Mean Creek film review
Firstly, thanks very much to Anna and Rob for coming up with and hosting such a great blogathon idea – which is to review any movie with a duration of 90 minutes or less. This idea appealed to me so much! I’m the worst for sitting through films, mainly because I’m such a fidget. Sometimes I’m sat behind someone in the cinema who DOES NOT MOVE and I don’t get how they do it. I can’t sit for five minutes without wanting to shift my arse (I’m moving around as I type this) and a long film duration can put me off going to the cinema entirely. I mean with all the Kevin Bacon adverts and ‘suitable for this feature’ film trailers, I’d have to pitch a tent and put my phone on my charge just to get through it all.
So there were a number of films I thought about but I kept coming back to Mean Creek, a 2004 indie film that demonstrates perfectly how a short, regular-joe, small budget movie can be just as thought-provoking and moving as something of the three hour variety. I mean let’s be honest, longer films tend to me more serious don’t they. You’re not going to see something like Cabin Fever 3: Patient Zero go on for any length of time (less narrative and Oscar winning monologue you see), but Mean Creek is a film that has a story and an impact – and it’s still only 90 minutes (interestingly that’s nine minutes less than Cabin Fever 3: Patient Zero).
Some films are so good or memorable that I can still recall the first time I saw them. To you this may not be impressive but for someone like me – who can’t always remember if I “had that conversation in real life or was it a dream?” – it’s pretty good going.
Mean Creek is one of those films. It was in the days before Netflix and I’d simply bought it on DVD because it looked interesting. I watched it one afternoon and watched it straight again the next day with my sister, who I forced to sit next to me and Enjoy This As Much As I Did (through gritted teeth).
It’s basically about a group of friends who are fed up with being beat-up and picked on by their neighbourhood bully George (Josh Peck) and decide to take revenge with a rather callous but seemingly harmless prank. But things rarely run smoothly in movie land and here comes ‘The But’ in the shape of local bad boy Marty (Scott Mechlowicz) who decides to tag along. Things begin to spiral out of control and their harmless prank on a bully turns into something far darker, making it a day none of them will ever forget.
And that’s pretty much it. But watching the story unfold and learning about the characters and their respective outlooks is compelling. Rory Culkin (who somehow is only three years younger than me?) plays main character Sam, a regular kid who wants to cop off with best friend Millie and at the other end of the spectrum is his brother’s bad boy pal Marty – who you straight away know is from the wrong side of the tracks. He has a chain on his jeans man! AND ripped the sleeves off his shirt.

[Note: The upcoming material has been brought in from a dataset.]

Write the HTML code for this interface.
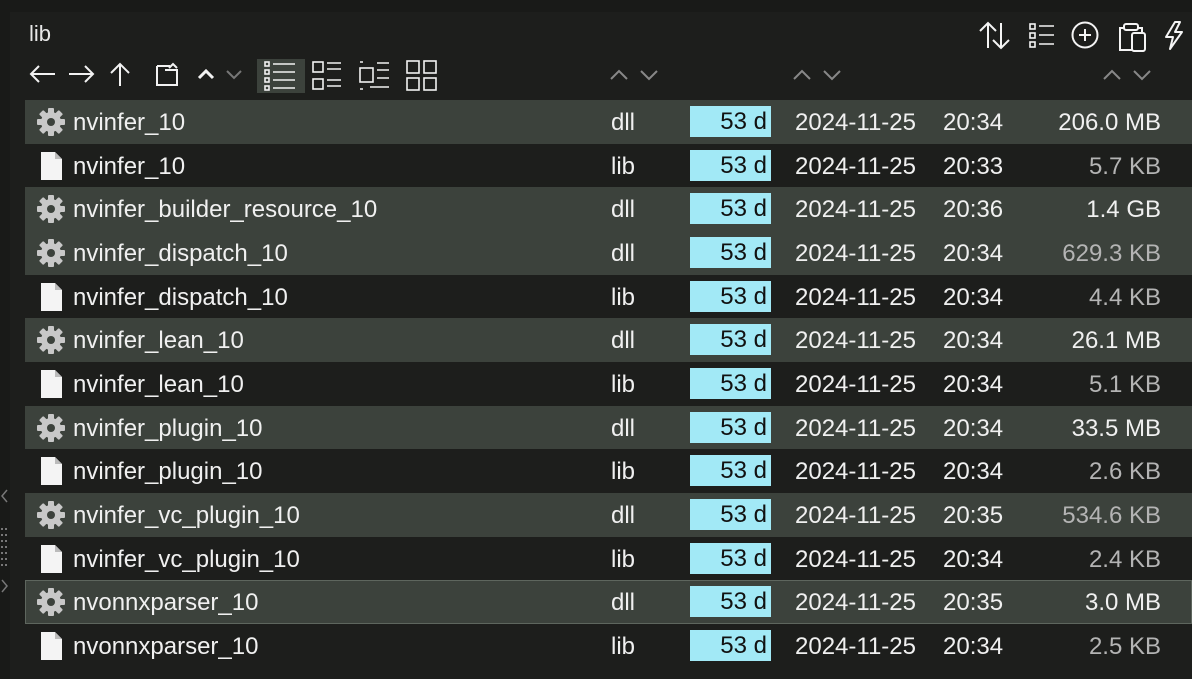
<!DOCTYPE html>
<html><head><meta charset="utf-8"><style>
*{margin:0;padding:0;box-sizing:border-box}
body{width:1192px;height:679px;background:#1d1e1c;font-family:"Liberation Sans",sans-serif;color:#f0f0f0;position:relative;overflow:hidden}
.top{position:absolute;left:0;top:0;width:1192px;height:12px;background:#191a18}
.lstrip{position:absolute;left:0;top:0;width:10px;height:679px;background:#191a18}
.title{position:absolute;left:29px;top:21px;font-size:22px;color:#e8e8e8}
.ic{position:absolute}
.row{position:absolute;left:25px;width:1167px;height:43.7px;font-size:24px}
.row.h{background:#3c423c}
.row.sel{box-shadow:inset 0 0 0 1px #5e665e}
.row span{position:absolute;top:9px;white-space:nowrap}
.n{left:48px}.t{left:586px}.d{left:770px}.tm{left:918px}.s{right:31px;text-align:right}
.b{position:absolute;left:665px;top:6px;width:81px;height:31px;background:#a2e9f6;color:#111;text-align:right;padding-right:4px;font-size:24px;line-height:32px}
.grey{color:#b4b4b4}
.icn{position:absolute;left:11px;top:7px}
</style></head><body>
<div class="top"></div><div class="lstrip"></div>
<svg class="ic" style="left:0;top:488px" width="10" height="110"><path d="M7 2 L2 8 L7 14" stroke="#777" fill="none" stroke-width="1.5"/><g fill="#777"><rect x="1" y="40" width="2" height="2"/><rect x="5" y="40" width="2" height="2"/><rect x="1" y="46" width="2" height="2"/><rect x="5" y="46" width="2" height="2"/><rect x="1" y="52" width="2" height="2"/><rect x="5" y="52" width="2" height="2"/><rect x="1" y="58" width="2" height="2"/><rect x="5" y="58" width="2" height="2"/><rect x="1" y="64" width="2" height="2"/><rect x="5" y="64" width="2" height="2"/><rect x="1" y="70" width="2" height="2"/><rect x="5" y="70" width="2" height="2"/><rect x="1" y="76" width="2" height="2"/><rect x="5" y="76" width="2" height="2"/></g><path d="M2 92 L7 98 L2 104" stroke="#777" fill="none" stroke-width="1.5"/></svg>
<div class="title">lib</div>
<svg class="ic" style="left:25px;top:58px" width="420" height="36" fill="none" stroke="#f2f2f2" stroke-width="2">
<path d="M6 16 H30 M14 8 L6 16 L14 24"/>
<path d="M44 16 H68 M60 8 L68 16 L60 24"/>
<path d="M95 6 V28 M86 15 L95 6 L104 15"/>
<path d="M132 8 V27 H152 V12 H140 M132 8 H145" /><path d="M144 10 L148 6 L152 10"/>
<path d="M174 20 L181 13 L188 20" stroke-width="3"/>
<path d="M202 13 L209 20 L216 13" stroke="#777"/>
<rect x="232" y="1" width="48" height="34" fill="#3c423c" stroke="none"/>
<g stroke-width="1.6"><rect x="240" y="4" width="4" height="4"/><rect x="240" y="12" width="4" height="4"/><rect x="240" y="20" width="4" height="4"/><rect x="240" y="28" width="4" height="4"/><path d="M248 6 H270 M248 14 H270 M248 22 H270 M248 30 H270"/>
<rect x="288" y="4" width="10" height="10"/><rect x="288" y="21" width="10" height="10"/><path d="M302 5 H316 M302 11 H316 M302 22 H316 M302 28 H316"/>
<rect x="335" y="10" width="13" height="14"/><path d="M335 4 h3 M335 31 h3 M352 5 H364 M352 12 H364 M352 20 H364 M345 29 H364"/>
<rect x="382" y="3" width="12" height="12"/><rect x="399" y="3" width="12" height="12"/><rect x="382" y="20" width="12" height="12"/><rect x="399" y="20" width="12" height="12"/></g>
</svg>
<svg class="ic" style="left:975px;top:18px" width="217" height="36" fill="none" stroke="#f4f4f4" stroke-width="2">
<path d="M13 5 V30 M5 13 L13 5 L21 13 M26 5 V30 M18 22 L26 30 L34 22"/>
<g stroke-width="1.6"><rect x="55" y="6" width="5" height="5"/><rect x="55" y="15" width="5" height="5"/><rect x="55" y="24" width="5" height="5"/><path d="M64 8 H79 M64 17 H79 M64 26 H79"/></g>
<circle cx="110" cy="17" r="12.5"/><path d="M110 11 V23 M104 17 H116"/>
<path d="M150 10 H145 V32 H157 M162 10 H167 V14"/><rect x="149" y="6" width="14" height="6" rx="2"/><rect x="157" y="15" width="13" height="18" rx="2"/>
<path d="M200 4 L191 19 H198 L195 31 L207 14 H200 L205 4 Z" stroke-linejoin="round"/>
</svg>
<svg class="ic" style="left:605px;top:65px" width="580" height="20" fill="none" stroke="#888" stroke-width="2">
<path d="M6 14 L14 6 L22 14 M36 6 L44 14 L52 6"/>
<path d="M189 14 L197 6 L205 14 M219 6 L227 14 L235 6"/>
<path d="M499 14 L507 6 L515 14 M529 6 L537 14 L545 6"/>
</svg>
<div id="rows"></div>
<script>
const data=[["nvinfer_10","dll","20:34","206.0 MB"],["nvinfer_10","lib","20:33","5.7 KB"],["nvinfer_builder_resource_10","dll","20:36","1.4 GB"],["nvinfer_dispatch_10","dll","20:34","629.3 KB"],["nvinfer_dispatch_10","lib","20:34","4.4 KB"],["nvinfer_lean_10","dll","20:34","26.1 MB"],["nvinfer_lean_10","lib","20:34","5.1 KB"],["nvinfer_plugin_10","dll","20:34","33.5 MB"],["nvinfer_plugin_10","lib","20:34","2.6 KB"],["nvinfer_vc_plugin_10","dll","20:35","534.6 KB"],["nvinfer_vc_plugin_10","lib","20:34","2.4 KB"],["nvonnxparser_10","dll","20:35","3.0 MB"],["nvonnxparser_10","lib","20:34","2.5 KB"]];
const gear='<svg class="icn" width="30" height="30" viewBox="0 0 30 30"><g fill="#c8c8c8"><circle cx="15" cy="15" r="10"/>'+[0,45,90,135].map(a=>'<rect x="12" y="1" width="6" height="28" rx="1" transform="rotate('+a+' 15 15)"/>').join('')+'</g><circle cx="15" cy="15" r="4" fill="#3c423c"/></svg>';
const file='<svg class="icn" style="left:16px;top:8px" width="22" height="28"><path d="M0 0 H14 L21 7 V28 H0 Z" fill="#f4f4f4"/><path d="M14 0 V7 H21" fill="#bbb"/></svg>';
let h='';data.forEach((r,i)=>{const top=100+i*43.67;const dll=r[1]=='dll';const g=/KB/.test(r[3])?' grey':'';
h+=`<div class="row${dll?' h':''}${i==11?' sel':''}" style="top:${top}px">${dll?gear:file}<span class="n">${r[0]}</span><span class="t">${r[1]}</span><div class="b">53 d</div><span class="d">2024-11-25</span><span class="tm">${r[2]}</span><span class="s${g}">${r[3]}</span></div>`});
document.getElementById('rows').innerHTML=h;
</script>
</body></html>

But their personalities are important to the plot. The revenge is first dreamt up because George is a bully – but he’s also overweight, friendless and shows deep insecurity. We also learn how Marty’s father has commit suicide and how Marty is belittled and threatened constantly by his trashy older brother –these things are all significant to the story because they make the basis of the kids morals and subsequent actions.
Mean Creek is an indie film and I know LOADS of films are independent but like, what does that even mean? That it wasn’t made in Hollywood or given a complimentary back rub by the Weinstein brothers? Because all I know is some films feel a lot more indie than others – and Mean Creek is one of them. Brace yourself now for some of Emma’s Famous Technical Talk…
The hazy summer colours, the long camera shots and imagery. The ‘smart’ script – basically the way the kids talk like they’re in their 40s, not high school (there’s no narrator sadly but they so could have gotten away with it). The beautiful, sad score courtesy of Tomandandy and the long hot summer that seems to go on forever type vibes – pretty much everything about Mean Creek screams “I’m an indie movie and if you love Anchor Man you might want to avoid me”.
It may sound borderline pretentious but I’m the least la-di-da person when it comes to film and I really liked it. And surely everyone by now knows what I’m like and my love for Face Off and reality TV and lots of other naff things? Well anyway, I recommend this film. And who wouldn’t want to follow the recommendation of someone who likes lots of naff things. But being serious (for once) Mean Creek is very good. It’s thought-provoking, shocking and at times quite sad – though there’s moments of real fun too, like the type of mucking around you only truly experience when you’re young and with The Most Important Friends you’ll ever have – or so it feels at the time. It isn’t an entirely depressing film at all, it’s just an interesting, rather tragic story that throws up emotion, moral questioning and that very complicated business we can all relate to of being human.